**WHAT TO PRODUCE:**
In your copy, include every line of the listing below exactly but none of the pictures.

**DATASET EXCERPT:**
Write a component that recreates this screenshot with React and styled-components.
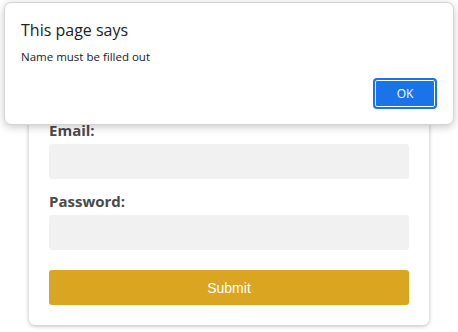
import styled, { createGlobalStyle } from 'styled-components';

const GlobalStyle = createGlobalStyle`
  html, body {
    margin: 0;
    padding: 0;
    background: #ffffff;
  }
  * {
    box-sizing: border-box;
  }
`;

const Page = styled.div`
  position: relative;
  width: 458px;
  height: 332px;
  overflow: hidden;
  font-family: "Open Sans", "Noto Sans", sans-serif;
`;

// the top of the card sits under the alert, only the lower fields show
const FormCard = styled.form`
  width: 400px;
  margin: 100px auto 0;
  padding: 20px;
  background: #fff;
  border-radius: 6px;
  box-shadow: 0 1px 4px rgba(0, 0, 0, 0.28);
`;

const Label = styled.label`
  display: block;
  font-size: 15px;
  font-weight: 700;
  line-height: 20px;
  color: #4a4a4a;
  margin-bottom: 4px;
`;

const Input = styled.input`
  display: block;
  width: 100%;
  height: 35px;
  border: none;
  border-radius: 3px;
  background: #f1f1f1;
  margin-bottom: 12px;
  outline: none;
`;

const SubmitButton = styled.button`
  display: block;
  width: 100%;
  height: 35px;
  margin-top: 20px;
  border: none;
  border-radius: 3px;
  background: #daa520;
  color: #fff;
  font-family: "Liberation Sans", Arial, sans-serif;
  font-size: 14px;
`;

const Dialog = styled.div`
  position: absolute;
  top: 2px;
  left: 4px;
  width: 450px;
  height: 123px;
  background: #fff;
  border: 1px solid #d4d4d4;
  border-radius: 7px;
  box-shadow: 0 2px 8px rgba(0, 0, 0, 0.22);
  padding: 16px 16px 15px 16px;
  display: flex;
  flex-direction: column;
`;

const DialogTitle = styled.div`
  font-size: 16px;
  line-height: 22px;
  color: #202124;
  margin-bottom: 8px;
`;

const DialogMessage = styled.div`
  font-size: 11.5px;
  line-height: 16px;
  color: #202124;
`;

const DialogActions = styled.div`
  display: flex;
  justify-content: flex-end;
  margin-top: auto;
`;

const OkButton = styled.button`
  width: 64px;
  height: 31px;
  border-radius: 4px;
  border: 2px solid #1a73e8;
  box-shadow: inset 0 0 0 1px #ffffff;
  background: #1a73e8;
  color: #fff;
  font-family: "Open Sans", "Noto Sans", sans-serif;
  font-size: 12px;
  padding: 0;
`;

export default function App() {
  return (
    <>
      <GlobalStyle />
      <Page>
        <FormCard onSubmit={(e) => e.preventDefault()}>
          <Label>Email:</Label>
          <Input type="email" />
          <Label>Password:</Label>
          <Input type="password" />
          <SubmitButton type="submit">Submit</SubmitButton>
        </FormCard>
        <Dialog role="alertdialog">
          <DialogTitle>This page says</DialogTitle>
          <DialogMessage>Name must be filled out</DialogMessage>
          <DialogActions>
            <OkButton type="button">OK</OkButton>
          </DialogActions>
        </Dialog>
      </Page>
    </>
  );
}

**WRITTEN RESPONSE:**
Write a component that recreates this screenshot with React and styled-components.
import styled, { createGlobalStyle } from 'styled-components';

const GlobalStyle = createGlobalStyle`
  html, body {
    margin: 0;
    padding: 0;
    background: #ffffff;
  }
  * {
    box-sizing: border-box;
  }
`;

const Page = styled.div`
  position: relative;
  width: 458px;
  height: 332px;
  overflow: hidden;
  font-family: "Open Sans", "Noto Sans", sans-serif;
`;

// the top of the card sits under the alert, only the lower fields show
const FormCard = styled.form`
  width: 400px;
  margin: 100px auto 0;
  padding: 20px;
  background: #fff;
  border-radius: 6px;
  box-shadow: 0 1px 4px rgba(0, 0, 0, 0.28);
`;

const Label = styled.label`
  display: block;
  font-size: 15px;
  font-weight: 700;
  line-height: 20px;
  color: #4a4a4a;
  margin-bottom: 4px;
`;

const Input = styled.input`
  display: block;
  width: 100%;
  height: 35px;
  border: none;
  border-radius: 3px;
  background: #f1f1f1;
  margin-bottom: 12px;
  outline: none;
`;

const SubmitButton = styled.button`
  display: block;
  width: 100%;
  height: 35px;
  margin-top: 20px;
  border: none;
  border-radius: 3px;
  background: #daa520;
  color: #fff;
  font-family: "Liberation Sans", Arial, sans-serif;
  font-size: 14px;
`;

const Dialog = styled.div`
  position: absolute;
  top: 2px;
  left: 4px;
  width: 450px;
  height: 123px;
  background: #fff;
  border: 1px solid #d4d4d4;
  border-radius: 7px;
  box-shadow: 0 2px 8px rgba(0, 0, 0, 0.22);
  padding: 16px 16px 15px 16px;
  display: flex;
  flex-direction: column;
`;

const DialogTitle = styled.div`
  font-size: 16px;
  line-height: 22px;
  color: #202124;
  margin-bottom: 8px;
`;

const DialogMessage = styled.div`
  font-size: 11.5px;
  line-height: 16px;
  color: #202124;
`;

const DialogActions = styled.div`
  display: flex;
  justify-content: flex-end;
  margin-top: auto;
`;

const OkButton = styled.button`
  width: 64px;
  height: 31px;
  border-radius: 4px;
  border: 2px solid #1a73e8;
  box-shadow: inset 0 0 0 1px #ffffff;
  background: #1a73e8;
  color: #fff;
  font-family: "Open Sans", "Noto Sans", sans-serif;
  font-size: 12px;
  padding: 0;
`;

export default function App() {
  return (
    <>
      <GlobalStyle />
      <Page>
        <FormCard onSubmit={(e) => e.preventDefault()}>
          <Label>Email:</Label>
          <Input type="email" />
          <Label>Password:</Label>
          <Input type="password" />
          <SubmitButton type="submit">Submit</SubmitButton>
        </FormCard>
        <Dialog role="alertdialog">
          <DialogTitle>This page says</DialogTitle>
          <DialogMessage>Name must be filled out</DialogMessage>
          <DialogActions>
            <OkButton type="button">OK</OkButton>
          </DialogActions>
        </Dialog>
      </Page>
    </>
  );
}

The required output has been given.